● **Objective**: Without the pictures, can you quote each line below exactly?

■ ■ ■ ■ ■ ■ ■

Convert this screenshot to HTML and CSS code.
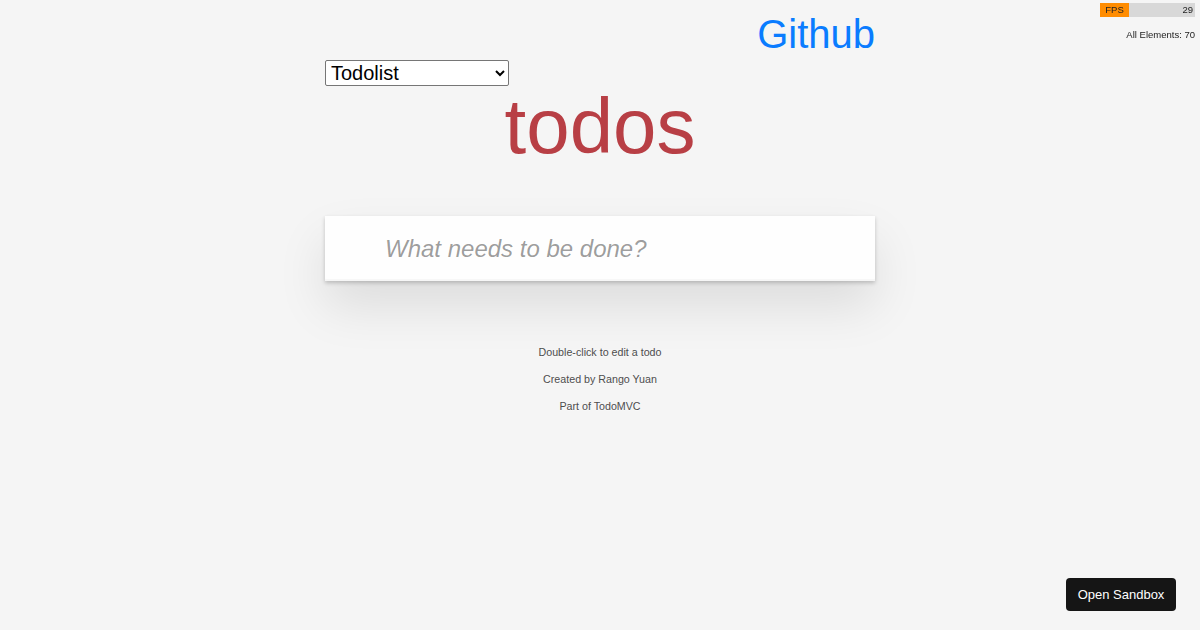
FILE: index.html
```html
<!DOCTYPE html>
<html lang="en">
<head>
<meta charset="utf-8">
<title>todos</title>
<link rel="stylesheet" href="styles.css">
</head>
<body>
<div class="page">
  <div class="github-row"><a class="github" href="#">Github</a></div>
  <select class="demo-select">
    <option>Todolist</option>
  </select>
  <h1 class="title">todos</h1>
  <section class="todoapp">
    <input class="new-todo" placeholder="What needs to be done?">
  </section>
  <footer class="info">
    <p>Double-click to edit a todo</p>
    <p>Created by Rango Yuan</p>
    <p>Part of TodoMVC</p>
  </footer>
</div>

<div class="perf">
  <div class="fps"><span class="fps-label">FPS</span><span class="fps-bar">29</span></div>
  <div class="elements">All Elements: 70</div>
</div>

<button class="sandbox">Open Sandbox</button>
</body>
</html>
```
FILE: styles.css
```css
html, body {
  margin: 0;
  padding: 0;
}
body {
  background: #f5f5f5;
  color: #4d4d4d;
  font: 14px "Liberation Sans", Arial, Helvetica, sans-serif;
  height: 630px;
  overflow: hidden;
}
.page {
  width: 550px;
  margin: 0 auto;
  display: flex;
  flex-direction: column;
}
.github-row {
  padding-top: 11px;
  text-align: right;
  line-height: 47px;
  height: 47px;
}
.github {
  font-size: 40px;
  color: #0a7cff;
  text-decoration: none;
}
.demo-select {
  margin-top: 2px;
  width: 184px;
  height: 26px;
  font: 20px "Liberation Sans", Arial, sans-serif;
  color: #000;
  background: #fff;
  border: 1px solid #767676;
  border-radius: 2px;
  padding: 0 1px;
  align-self: flex-start;
}
.title {
  margin: 0;
  font-size: 78px;
  line-height: 80px;
  font-weight: 200;
  text-align: center;
  color: #b83f45;
}
.todoapp {
  margin-top: 50px;
  background: #fff;
  box-shadow: 0 2px 4px rgba(0, 0, 0, 0.2), 0 25px 50px rgba(0, 0, 0, 0.1);
}
.new-todo {
  display: block;
  box-sizing: border-box;
  width: 100%;
  height: 65px;
  margin: 0;
  padding: 16px 16px 16px 60px;
  border: none;
  background: rgba(0, 0, 0, 0.003);
  box-shadow: inset 0 -2px 1px rgba(0, 0, 0, 0.03);
  font: 24px/1.4em "Liberation Sans", Arial, sans-serif;
  color: #4d4d4d;
  outline: none;
}
.new-todo::placeholder {
  font-style: italic;
  color: rgba(0, 0, 0, 0.4);
}
.info {
  margin-top: 66px;
  display: flex;
  flex-direction: column;
  gap: 16px;
  font-size: 10.7px;
  text-align: center;
  color: #4d4d4d;
  text-shadow: 0 1px 0 rgba(255, 255, 255, 0.5);
}
.info p {
  margin: 0;
  line-height: 11px;
}
.perf {
  position: fixed;
  top: 3px;
  right: 5px;
  width: 95px;
  font-family: "Liberation Sans", Arial, sans-serif;
  font-size: 9.5px;
  color: #222;
}
.fps {
  display: flex;
  height: 14px;
  line-height: 14px;
}
.fps-label {
  width: 29px;
  background: #ff8c00;
  text-align: center;
}
.fps-bar {
  flex: 1;
  background: #d8d8d8;
  text-align: right;
  padding-right: 2px;
}
.elements {
  margin-top: 12px;
  text-align: right;
}
.sandbox {
  position: fixed;
  right: 24px;
  bottom: 19px;
  width: 110px;
  height: 33px;
  border: none;
  border-radius: 4px;
  background: #151515;
  color: #fff;
  font: 13px "Liberation Sans", Arial, sans-serif;
  padding: 0;
}
```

■ ■ ■ ■ ■ ■ ■

● **Response**:
Convert this screenshot to HTML and CSS code.
FILE: index.html
```html
<!DOCTYPE html>
<html lang="en">
<head>
<meta charset="utf-8">
<title>todos</title>
<link rel="stylesheet" href="styles.css">
</head>
<body>
<div class="page">
  <div class="github-row"><a class="github" href="#">Github</a></div>
  <select class="demo-select">
    <option>Todolist</option>
  </select>
  <h1 class="title">todos</h1>
  <section class="todoapp">
    <input class="new-todo" placeholder="What needs to be done?">
  </section>
  <footer class="info">
    <p>Double-click to edit a todo</p>
    <p>Created by Rango Yuan</p>
    <p>Part of TodoMVC</p>
  </footer>
</div>

<div class="perf">
  <div class="fps"><span class="fps-label">FPS</span><span class="fps-bar">29</span></div>
  <div class="elements">All Elements: 70</div>
</div>

<button class="sandbox">Open Sandbox</button>
</body>
</html>
```
FILE: styles.css
```css
html, body {
  margin: 0;
  padding: 0;
}
body {
  background: #f5f5f5;
  color: #4d4d4d;
  font: 14px "Liberation Sans", Arial, Helvetica, sans-serif;
  height: 630px;
  overflow: hidden;
}
.page {
  width: 550px;
  margin: 0 auto;
  display: flex;
  flex-direction: column;
}
.github-row {
  padding-top: 11px;
  text-align: right;
  line-height: 47px;
  height: 47px;
}
.github {
  font-size: 40px;
  color: #0a7cff;
  text-decoration: none;
}
.demo-select {
  margin-top: 2px;
  width: 184px;
  height: 26px;
  font: 20px "Liberation Sans", Arial, sans-serif;
  color: #000;
  background: #fff;
  border: 1px solid #767676;
  border-radius: 2px;
  padding: 0 1px;
  align-self: flex-start;
}
.title {
  margin: 0;
  font-size: 78px;
  line-height: 80px;
  font-weight: 200;
  text-align: center;
  color: #b83f45;
}
.todoapp {
  margin-top: 50px;
  background: #fff;
  box-shadow: 0 2px 4px rgba(0, 0, 0, 0.2), 0 25px 50px rgba(0, 0, 0, 0.1);
}
.new-todo {
  display: block;
  box-sizing: border-box;
  width: 100%;
  height: 65px;
  margin: 0;
  padding: 16px 16px 16px 60px;
  border: none;
  background: rgba(0, 0, 0, 0.003);
  box-shadow: inset 0 -2px 1px rgba(0, 0, 0, 0.03);
  font: 24px/1.4em "Liberation Sans", Arial, sans-serif;
  color: #4d4d4d;
  outline: none;
}
.new-todo::placeholder {
  font-style: italic;
  color: rgba(0, 0, 0, 0.4);
}
.info {
  margin-top: 66px;
  display: flex;
  flex-direction: column;
  gap: 16px;
  font-size: 10.7px;
  text-align: center;
  color: #4d4d4d;
  text-shadow: 0 1px 0 rgba(255, 255, 255, 0.5);
}
.info p {
  margin: 0;
  line-height: 11px;
}
.perf {
  position: fixed;
  top: 3px;
  right: 5px;
  width: 95px;
  font-family: "Liberation Sans", Arial, sans-serif;
  font-size: 9.5px;
  color: #222;
}
.fps {
  display: flex;
  height: 14px;
  line-height: 14px;
}
.fps-label {
  width: 29px;
  background: #ff8c00;
  text-align: center;
}
.fps-bar {
  flex: 1;
  background: #d8d8d8;
  text-align: right;
  padding-right: 2px;
}
.elements {
  margin-top: 12px;
  text-align: right;
}
.sandbox {
  position: fixed;
  right: 24px;
  bottom: 19px;
  width: 110px;
  height: 33px;
  border: none;
  border-radius: 4px;
  background: #151515;
  color: #fff;
  font: 13px "Liberation Sans", Arial, sans-serif;
  padding: 0;
}
```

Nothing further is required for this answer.